PROBLEM TO SOLVE: Repeat the material verbatim. Images are excluded from the copy.

[Start]

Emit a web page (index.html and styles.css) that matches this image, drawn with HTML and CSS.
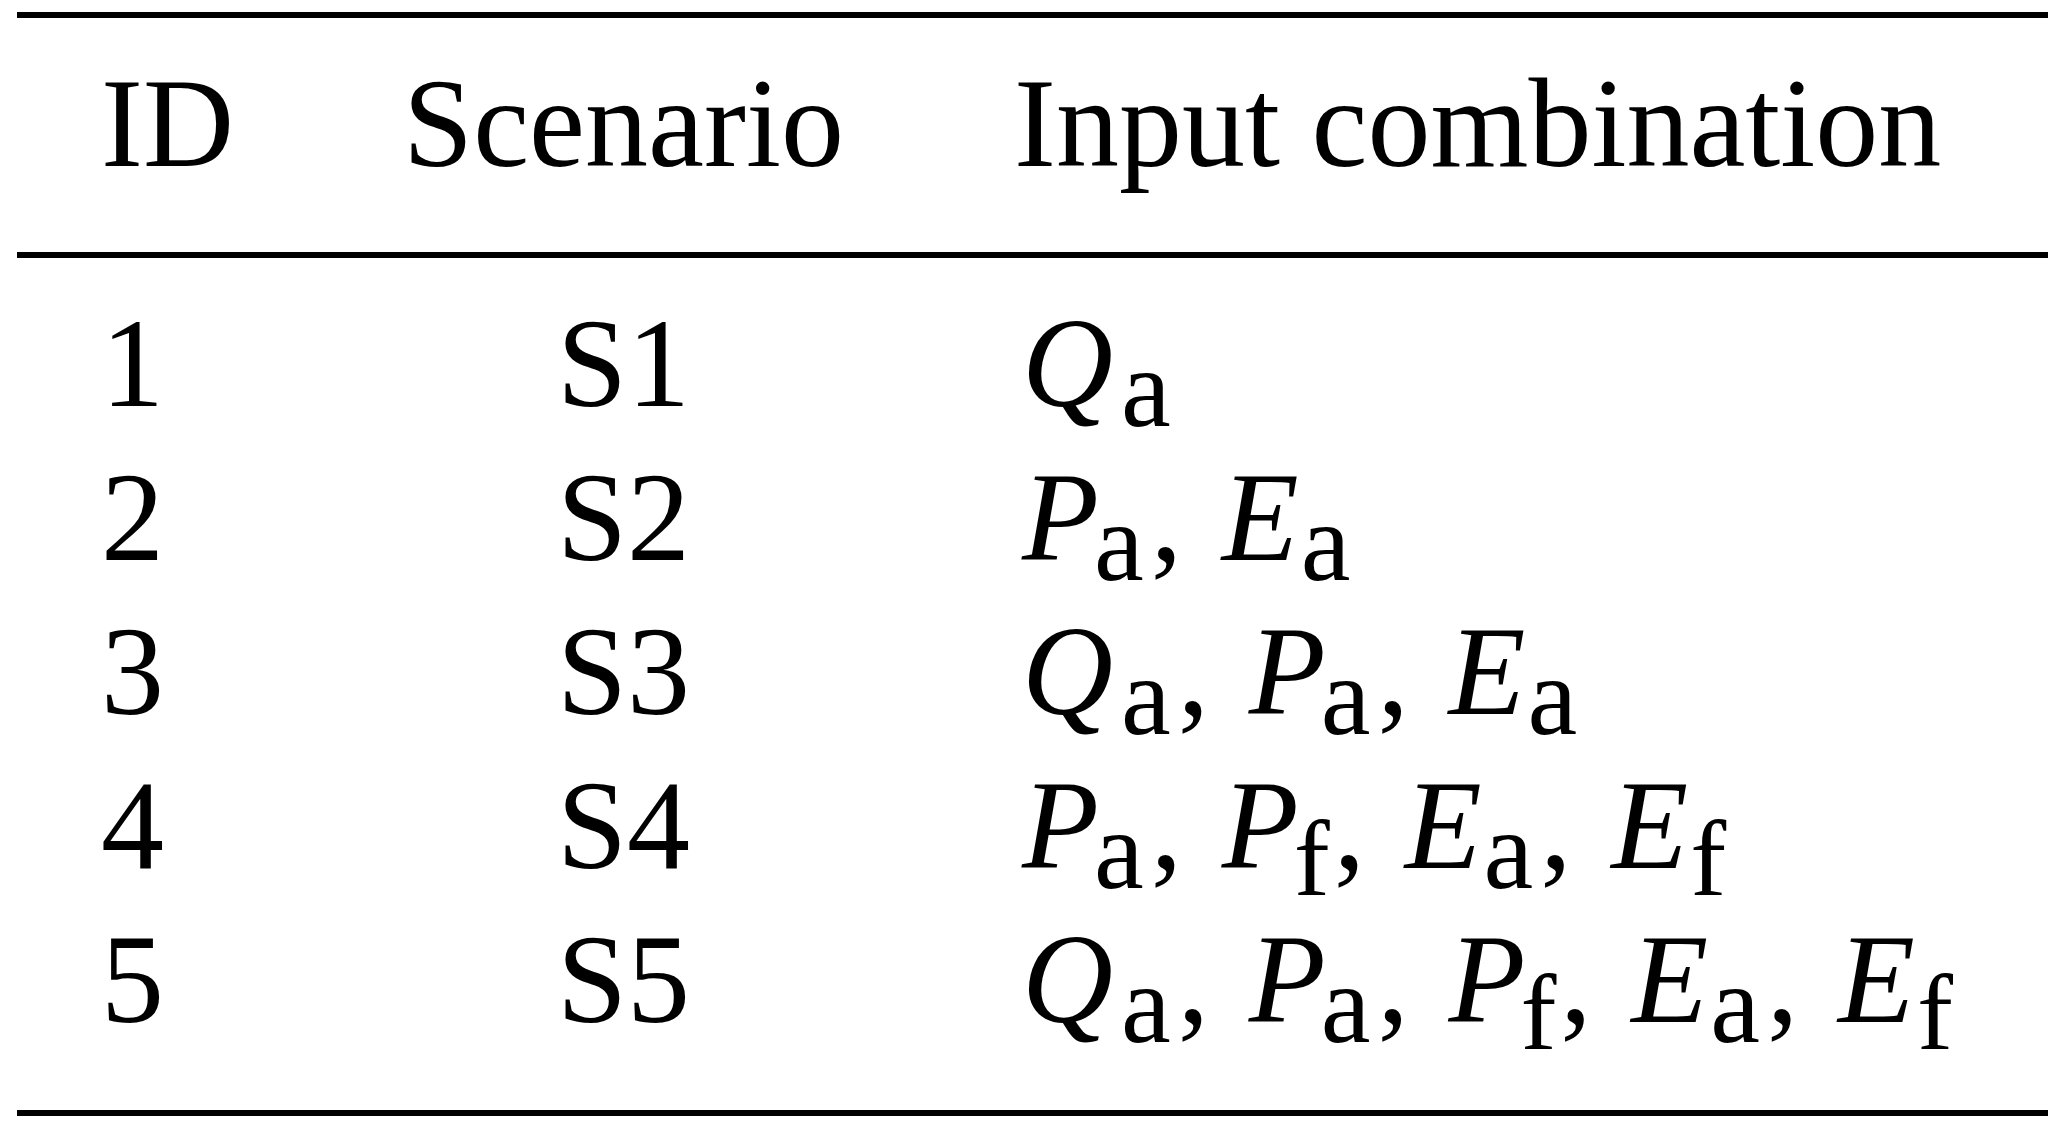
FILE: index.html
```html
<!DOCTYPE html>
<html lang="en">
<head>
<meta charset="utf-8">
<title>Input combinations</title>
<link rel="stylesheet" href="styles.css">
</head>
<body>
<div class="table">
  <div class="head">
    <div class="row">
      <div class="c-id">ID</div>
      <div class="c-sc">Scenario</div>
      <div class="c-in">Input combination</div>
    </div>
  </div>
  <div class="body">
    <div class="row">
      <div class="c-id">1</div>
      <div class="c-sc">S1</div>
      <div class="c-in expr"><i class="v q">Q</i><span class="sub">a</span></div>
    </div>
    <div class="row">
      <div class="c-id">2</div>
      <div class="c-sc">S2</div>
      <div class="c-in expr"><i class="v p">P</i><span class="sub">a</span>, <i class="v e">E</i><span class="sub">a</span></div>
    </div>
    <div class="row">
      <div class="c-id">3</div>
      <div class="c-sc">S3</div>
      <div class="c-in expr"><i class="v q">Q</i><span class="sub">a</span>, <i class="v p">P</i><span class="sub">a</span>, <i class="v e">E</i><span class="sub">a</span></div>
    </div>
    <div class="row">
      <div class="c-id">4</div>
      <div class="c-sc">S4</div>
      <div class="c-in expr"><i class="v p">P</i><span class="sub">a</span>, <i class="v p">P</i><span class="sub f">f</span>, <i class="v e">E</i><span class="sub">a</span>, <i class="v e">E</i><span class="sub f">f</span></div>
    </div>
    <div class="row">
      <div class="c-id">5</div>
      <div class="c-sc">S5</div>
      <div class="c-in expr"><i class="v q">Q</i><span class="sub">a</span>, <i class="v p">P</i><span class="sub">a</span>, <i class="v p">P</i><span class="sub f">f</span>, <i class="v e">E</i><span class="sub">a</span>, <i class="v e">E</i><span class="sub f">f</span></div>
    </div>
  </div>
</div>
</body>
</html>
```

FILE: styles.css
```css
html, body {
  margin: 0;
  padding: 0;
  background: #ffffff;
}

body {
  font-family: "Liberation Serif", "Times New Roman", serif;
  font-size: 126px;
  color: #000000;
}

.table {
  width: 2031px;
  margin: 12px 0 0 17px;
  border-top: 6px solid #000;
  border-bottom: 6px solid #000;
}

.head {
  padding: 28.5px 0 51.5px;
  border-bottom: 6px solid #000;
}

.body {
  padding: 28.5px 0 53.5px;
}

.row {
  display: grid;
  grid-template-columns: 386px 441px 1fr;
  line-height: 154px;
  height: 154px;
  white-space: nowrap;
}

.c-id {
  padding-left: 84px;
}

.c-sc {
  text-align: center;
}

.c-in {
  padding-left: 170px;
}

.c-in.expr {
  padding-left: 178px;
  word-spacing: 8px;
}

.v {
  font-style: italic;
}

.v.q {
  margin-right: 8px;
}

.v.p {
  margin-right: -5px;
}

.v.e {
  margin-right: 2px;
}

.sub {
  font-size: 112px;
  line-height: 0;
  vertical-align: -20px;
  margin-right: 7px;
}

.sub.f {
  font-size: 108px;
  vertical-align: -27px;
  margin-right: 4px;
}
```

[End]

TASK RESPONSE:
Emit a web page (index.html and styles.css) that matches this image, drawn with HTML and CSS.
FILE: index.html
```html
<!DOCTYPE html>
<html lang="en">
<head>
<meta charset="utf-8">
<title>Input combinations</title>
<link rel="stylesheet" href="styles.css">
</head>
<body>
<div class="table">
  <div class="head">
    <div class="row">
      <div class="c-id">ID</div>
      <div class="c-sc">Scenario</div>
      <div class="c-in">Input combination</div>
    </div>
  </div>
  <div class="body">
    <div class="row">
      <div class="c-id">1</div>
      <div class="c-sc">S1</div>
      <div class="c-in expr"><i class="v q">Q</i><span class="sub">a</span></div>
    </div>
    <div class="row">
      <div class="c-id">2</div>
      <div class="c-sc">S2</div>
      <div class="c-in expr"><i class="v p">P</i><span class="sub">a</span>, <i class="v e">E</i><span class="sub">a</span></div>
    </div>
    <div class="row">
      <div class="c-id">3</div>
      <div class="c-sc">S3</div>
      <div class="c-in expr"><i class="v q">Q</i><span class="sub">a</span>, <i class="v p">P</i><span class="sub">a</span>, <i class="v e">E</i><span class="sub">a</span></div>
    </div>
    <div class="row">
      <div class="c-id">4</div>
      <div class="c-sc">S4</div>
      <div class="c-in expr"><i class="v p">P</i><span class="sub">a</span>, <i class="v p">P</i><span class="sub f">f</span>, <i class="v e">E</i><span class="sub">a</span>, <i class="v e">E</i><span class="sub f">f</span></div>
    </div>
    <div class="row">
      <div class="c-id">5</div>
      <div class="c-sc">S5</div>
      <div class="c-in expr"><i class="v q">Q</i><span class="sub">a</span>, <i class="v p">P</i><span class="sub">a</span>, <i class="v p">P</i><span class="sub f">f</span>, <i class="v e">E</i><span class="sub">a</span>, <i class="v e">E</i><span class="sub f">f</span></div>
    </div>
  </div>
</div>
</body>
</html>
```

FILE: styles.css
```css
html, body {
  margin: 0;
  padding: 0;
  background: #ffffff;
}

body {
  font-family: "Liberation Serif", "Times New Roman", serif;
  font-size: 126px;
  color: #000000;
}

.table {
  width: 2031px;
  margin: 12px 0 0 17px;
  border-top: 6px solid #000;
  border-bottom: 6px solid #000;
}

.head {
  padding: 28.5px 0 51.5px;
  border-bottom: 6px solid #000;
}

.body {
  padding: 28.5px 0 53.5px;
}

.row {
  display: grid;
  grid-template-columns: 386px 441px 1fr;
  line-height: 154px;
  height: 154px;
  white-space: nowrap;
}

.c-id {
  padding-left: 84px;
}

.c-sc {
  text-align: center;
}

.c-in {
  padding-left: 170px;
}

.c-in.expr {
  padding-left: 178px;
  word-spacing: 8px;
}

.v {
  font-style: italic;
}

.v.q {
  margin-right: 8px;
}

.v.p {
  margin-right: -5px;
}

.v.e {
  margin-right: 2px;
}

.sub {
  font-size: 112px;
  line-height: 0;
  vertical-align: -20px;
  margin-right: 7px;
}

.sub.f {
  font-size: 108px;
  vertical-align: -27px;
  margin-right: 4px;
}
```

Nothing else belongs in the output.